Robert W. Walker

The Statistical Analysis of International Human Rights: Of Markov Chains and Bayesian Measurement

Poster: Poster Summary (in .pdf format)
This project unifies a series of papers examining the determinants of international human rights, the details of which are listed below. The central arguments of these papers combine critical theoretical analysis with more appropriate estimation techniques for the analysis of international human rights. As the papers are completed, I will post them here.

Democracy and Human Rights Abuses: Insights from First-Order Markov Models

Paper: Democracy and Human Rights Abuses: Insights from First-Order Markov Models (in .pdf format)
Presentation: Democracy and Human Rights Abuses: TeXpower for Texas A & M Department of Statistics and Department of Political Science and Program in Applied Statistics at Washington University (in .pdf format)

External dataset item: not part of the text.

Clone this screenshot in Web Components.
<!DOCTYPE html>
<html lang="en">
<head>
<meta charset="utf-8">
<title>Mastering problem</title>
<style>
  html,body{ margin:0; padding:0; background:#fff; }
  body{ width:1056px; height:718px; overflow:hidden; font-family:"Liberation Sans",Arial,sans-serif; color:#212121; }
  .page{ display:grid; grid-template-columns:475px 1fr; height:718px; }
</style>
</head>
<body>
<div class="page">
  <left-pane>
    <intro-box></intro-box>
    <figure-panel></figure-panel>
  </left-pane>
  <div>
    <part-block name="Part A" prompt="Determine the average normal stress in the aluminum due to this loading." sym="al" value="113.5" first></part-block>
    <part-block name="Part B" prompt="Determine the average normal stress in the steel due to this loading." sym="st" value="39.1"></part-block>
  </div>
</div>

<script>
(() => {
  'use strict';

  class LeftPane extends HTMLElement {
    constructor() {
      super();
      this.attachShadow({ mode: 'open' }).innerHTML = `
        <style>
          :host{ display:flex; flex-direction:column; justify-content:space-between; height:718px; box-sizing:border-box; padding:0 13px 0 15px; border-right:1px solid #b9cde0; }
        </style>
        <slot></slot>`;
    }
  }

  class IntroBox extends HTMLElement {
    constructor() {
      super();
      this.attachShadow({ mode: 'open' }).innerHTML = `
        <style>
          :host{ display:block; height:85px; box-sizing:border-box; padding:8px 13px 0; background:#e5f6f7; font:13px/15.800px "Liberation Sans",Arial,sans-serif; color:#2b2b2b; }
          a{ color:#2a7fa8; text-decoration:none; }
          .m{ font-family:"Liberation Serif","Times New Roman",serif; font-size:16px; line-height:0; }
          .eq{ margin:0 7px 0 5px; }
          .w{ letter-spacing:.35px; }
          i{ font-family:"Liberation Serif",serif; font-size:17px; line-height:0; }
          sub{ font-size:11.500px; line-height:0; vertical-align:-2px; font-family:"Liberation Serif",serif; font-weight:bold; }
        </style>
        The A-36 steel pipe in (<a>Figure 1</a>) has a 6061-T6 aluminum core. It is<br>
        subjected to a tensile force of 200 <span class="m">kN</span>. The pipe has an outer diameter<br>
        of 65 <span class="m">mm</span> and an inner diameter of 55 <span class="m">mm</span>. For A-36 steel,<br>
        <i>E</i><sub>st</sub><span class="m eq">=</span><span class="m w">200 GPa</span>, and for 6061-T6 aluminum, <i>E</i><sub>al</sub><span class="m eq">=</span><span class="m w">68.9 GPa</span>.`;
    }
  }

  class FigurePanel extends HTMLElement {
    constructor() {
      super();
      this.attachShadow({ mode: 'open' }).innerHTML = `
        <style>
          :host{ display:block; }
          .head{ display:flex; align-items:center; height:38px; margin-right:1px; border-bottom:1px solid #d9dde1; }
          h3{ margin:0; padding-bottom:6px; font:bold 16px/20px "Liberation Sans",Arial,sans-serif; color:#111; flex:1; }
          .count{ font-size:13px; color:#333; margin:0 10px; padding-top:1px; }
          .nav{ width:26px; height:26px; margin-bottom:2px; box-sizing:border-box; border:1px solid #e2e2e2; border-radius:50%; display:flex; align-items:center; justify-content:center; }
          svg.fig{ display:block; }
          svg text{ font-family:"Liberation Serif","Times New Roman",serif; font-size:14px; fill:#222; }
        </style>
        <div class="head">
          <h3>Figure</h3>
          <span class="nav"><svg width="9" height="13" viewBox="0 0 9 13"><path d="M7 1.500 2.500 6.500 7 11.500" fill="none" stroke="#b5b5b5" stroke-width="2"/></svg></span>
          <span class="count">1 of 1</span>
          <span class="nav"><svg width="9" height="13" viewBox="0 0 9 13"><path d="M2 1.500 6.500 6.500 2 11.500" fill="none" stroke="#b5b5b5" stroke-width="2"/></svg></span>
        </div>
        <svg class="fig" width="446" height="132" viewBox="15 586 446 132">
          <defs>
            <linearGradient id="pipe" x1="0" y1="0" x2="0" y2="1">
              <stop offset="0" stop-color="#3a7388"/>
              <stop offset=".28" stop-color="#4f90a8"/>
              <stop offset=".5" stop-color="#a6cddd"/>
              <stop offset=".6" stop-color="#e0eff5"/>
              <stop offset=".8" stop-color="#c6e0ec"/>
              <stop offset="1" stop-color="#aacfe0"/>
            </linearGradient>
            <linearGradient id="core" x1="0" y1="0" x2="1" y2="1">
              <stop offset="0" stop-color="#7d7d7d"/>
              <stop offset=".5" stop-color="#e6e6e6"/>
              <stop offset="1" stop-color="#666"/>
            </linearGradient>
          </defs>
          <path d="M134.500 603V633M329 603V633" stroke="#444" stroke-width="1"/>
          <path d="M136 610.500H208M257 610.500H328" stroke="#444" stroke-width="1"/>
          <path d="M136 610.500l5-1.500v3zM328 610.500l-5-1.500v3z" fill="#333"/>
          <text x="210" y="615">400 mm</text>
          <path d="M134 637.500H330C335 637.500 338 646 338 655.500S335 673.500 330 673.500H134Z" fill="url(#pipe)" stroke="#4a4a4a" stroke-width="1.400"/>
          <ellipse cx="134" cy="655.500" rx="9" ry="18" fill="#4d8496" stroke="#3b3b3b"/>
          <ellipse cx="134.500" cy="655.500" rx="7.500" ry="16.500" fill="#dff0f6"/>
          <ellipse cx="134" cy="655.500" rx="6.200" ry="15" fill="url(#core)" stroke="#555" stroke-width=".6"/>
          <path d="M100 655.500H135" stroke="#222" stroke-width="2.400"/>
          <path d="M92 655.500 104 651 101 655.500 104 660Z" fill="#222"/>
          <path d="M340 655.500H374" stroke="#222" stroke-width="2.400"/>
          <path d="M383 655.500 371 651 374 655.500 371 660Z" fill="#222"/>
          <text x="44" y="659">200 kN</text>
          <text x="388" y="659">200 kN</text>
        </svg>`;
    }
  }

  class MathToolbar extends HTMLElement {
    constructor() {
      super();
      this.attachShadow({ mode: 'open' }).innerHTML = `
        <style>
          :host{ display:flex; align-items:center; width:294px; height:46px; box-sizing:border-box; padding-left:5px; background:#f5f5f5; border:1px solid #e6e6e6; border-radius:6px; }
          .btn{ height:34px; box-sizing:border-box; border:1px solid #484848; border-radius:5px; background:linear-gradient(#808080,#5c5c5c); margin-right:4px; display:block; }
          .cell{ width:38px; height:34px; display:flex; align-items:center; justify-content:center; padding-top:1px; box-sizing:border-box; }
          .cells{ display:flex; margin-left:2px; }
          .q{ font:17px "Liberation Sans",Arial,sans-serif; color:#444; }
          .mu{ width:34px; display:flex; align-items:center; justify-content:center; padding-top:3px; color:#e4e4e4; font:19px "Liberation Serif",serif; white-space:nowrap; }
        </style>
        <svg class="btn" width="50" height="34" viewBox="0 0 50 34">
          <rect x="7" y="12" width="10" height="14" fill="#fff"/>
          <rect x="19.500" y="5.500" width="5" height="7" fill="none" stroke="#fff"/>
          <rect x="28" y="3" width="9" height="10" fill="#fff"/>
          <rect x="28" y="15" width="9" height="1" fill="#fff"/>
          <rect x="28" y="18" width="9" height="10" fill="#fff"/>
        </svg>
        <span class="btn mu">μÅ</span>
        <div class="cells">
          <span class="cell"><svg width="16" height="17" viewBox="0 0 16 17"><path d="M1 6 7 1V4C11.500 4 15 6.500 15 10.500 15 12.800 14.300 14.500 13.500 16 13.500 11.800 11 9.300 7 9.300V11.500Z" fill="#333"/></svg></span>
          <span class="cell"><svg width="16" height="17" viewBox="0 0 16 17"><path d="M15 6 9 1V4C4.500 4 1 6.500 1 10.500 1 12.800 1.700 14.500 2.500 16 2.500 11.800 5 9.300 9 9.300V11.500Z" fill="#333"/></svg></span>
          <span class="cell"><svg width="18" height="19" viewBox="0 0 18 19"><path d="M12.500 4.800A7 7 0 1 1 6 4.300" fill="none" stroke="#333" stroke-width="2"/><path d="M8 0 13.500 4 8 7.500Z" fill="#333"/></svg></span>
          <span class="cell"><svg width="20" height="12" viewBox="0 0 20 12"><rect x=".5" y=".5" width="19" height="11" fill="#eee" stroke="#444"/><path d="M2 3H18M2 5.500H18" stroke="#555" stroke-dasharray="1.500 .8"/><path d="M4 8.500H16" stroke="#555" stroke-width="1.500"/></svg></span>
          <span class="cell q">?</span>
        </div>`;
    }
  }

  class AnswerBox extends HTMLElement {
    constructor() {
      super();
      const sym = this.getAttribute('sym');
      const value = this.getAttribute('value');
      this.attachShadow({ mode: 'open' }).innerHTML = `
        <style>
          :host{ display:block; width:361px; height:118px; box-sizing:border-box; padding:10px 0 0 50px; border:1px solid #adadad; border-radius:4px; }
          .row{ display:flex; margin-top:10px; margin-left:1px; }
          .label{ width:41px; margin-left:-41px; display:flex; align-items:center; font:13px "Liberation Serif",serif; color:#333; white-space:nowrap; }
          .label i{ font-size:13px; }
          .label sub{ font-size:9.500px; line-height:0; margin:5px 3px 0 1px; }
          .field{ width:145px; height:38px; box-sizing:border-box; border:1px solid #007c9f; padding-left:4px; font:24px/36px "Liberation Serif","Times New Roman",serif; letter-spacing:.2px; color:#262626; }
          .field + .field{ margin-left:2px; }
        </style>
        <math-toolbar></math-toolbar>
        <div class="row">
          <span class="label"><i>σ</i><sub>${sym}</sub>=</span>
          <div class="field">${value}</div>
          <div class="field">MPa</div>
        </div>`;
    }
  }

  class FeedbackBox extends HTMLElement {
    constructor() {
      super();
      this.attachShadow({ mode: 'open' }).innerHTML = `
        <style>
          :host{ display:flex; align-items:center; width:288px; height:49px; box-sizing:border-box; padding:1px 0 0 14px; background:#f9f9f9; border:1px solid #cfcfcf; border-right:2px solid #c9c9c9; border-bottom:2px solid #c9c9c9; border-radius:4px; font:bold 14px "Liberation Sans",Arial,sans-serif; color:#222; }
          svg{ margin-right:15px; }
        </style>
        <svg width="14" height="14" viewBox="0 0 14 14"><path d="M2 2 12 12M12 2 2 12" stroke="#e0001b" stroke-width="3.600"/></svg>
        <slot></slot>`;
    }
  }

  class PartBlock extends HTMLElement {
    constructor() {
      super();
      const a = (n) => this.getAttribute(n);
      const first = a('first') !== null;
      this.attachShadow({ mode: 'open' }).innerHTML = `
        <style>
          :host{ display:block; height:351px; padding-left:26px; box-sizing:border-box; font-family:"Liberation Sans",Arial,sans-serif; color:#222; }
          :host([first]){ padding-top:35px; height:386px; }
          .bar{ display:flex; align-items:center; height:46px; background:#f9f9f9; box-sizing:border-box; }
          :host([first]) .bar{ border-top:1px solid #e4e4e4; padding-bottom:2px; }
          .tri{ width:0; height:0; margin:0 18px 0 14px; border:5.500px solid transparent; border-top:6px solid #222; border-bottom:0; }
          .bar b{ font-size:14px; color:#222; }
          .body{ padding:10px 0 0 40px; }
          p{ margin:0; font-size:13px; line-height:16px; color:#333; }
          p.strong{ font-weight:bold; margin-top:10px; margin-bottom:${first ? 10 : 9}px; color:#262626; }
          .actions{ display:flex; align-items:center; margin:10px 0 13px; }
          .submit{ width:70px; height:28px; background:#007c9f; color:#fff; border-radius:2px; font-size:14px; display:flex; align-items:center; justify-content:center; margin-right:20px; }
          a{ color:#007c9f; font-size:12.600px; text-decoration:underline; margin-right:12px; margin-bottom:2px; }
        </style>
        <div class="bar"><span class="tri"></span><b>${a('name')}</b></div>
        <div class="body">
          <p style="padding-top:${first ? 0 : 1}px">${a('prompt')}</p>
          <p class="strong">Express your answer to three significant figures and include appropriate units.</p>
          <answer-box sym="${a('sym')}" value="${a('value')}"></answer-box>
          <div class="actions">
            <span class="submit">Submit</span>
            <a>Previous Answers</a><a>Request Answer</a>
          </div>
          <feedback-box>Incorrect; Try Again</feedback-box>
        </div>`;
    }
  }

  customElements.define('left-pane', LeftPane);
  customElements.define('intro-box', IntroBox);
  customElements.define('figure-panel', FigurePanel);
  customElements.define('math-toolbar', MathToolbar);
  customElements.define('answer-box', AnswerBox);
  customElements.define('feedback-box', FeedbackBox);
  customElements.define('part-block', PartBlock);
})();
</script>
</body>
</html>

This paper reconsiders the dynamic relationship between democracy and a variety of human rights abuses. We argue that existing research has failed to distinguish the effects of repression on political competitors and mass publics. This distinction provides a rationale for the belief that democracy conditionally influences respect for human rights in ways that depend on past practice. Furthermore, we argue that this distinction applies to both linear (Poe and Tate (1994) and Poe, Tate and Keith (1999), among others) and threshold (Davenport and Armstrong (2004)) specifications of the relationship between democracy and human rights abuses. We test this claim in a first-order Markovian ordered probit model of global human rights abuses covering the period 1976-2003 across six different measures of human rights abuses. Consistent with our expectations, the effect of political democracy critically depends on the past history of respect for human rights. At low levels of prior repression, democracy limits human rights abuses, but when past repression is widespread, democracy has no effect on respect for personal integrity rights. These results provide an important qualification of existing findings and imply that democracy alone is insufficient to eliminate the abuse of basic human rights.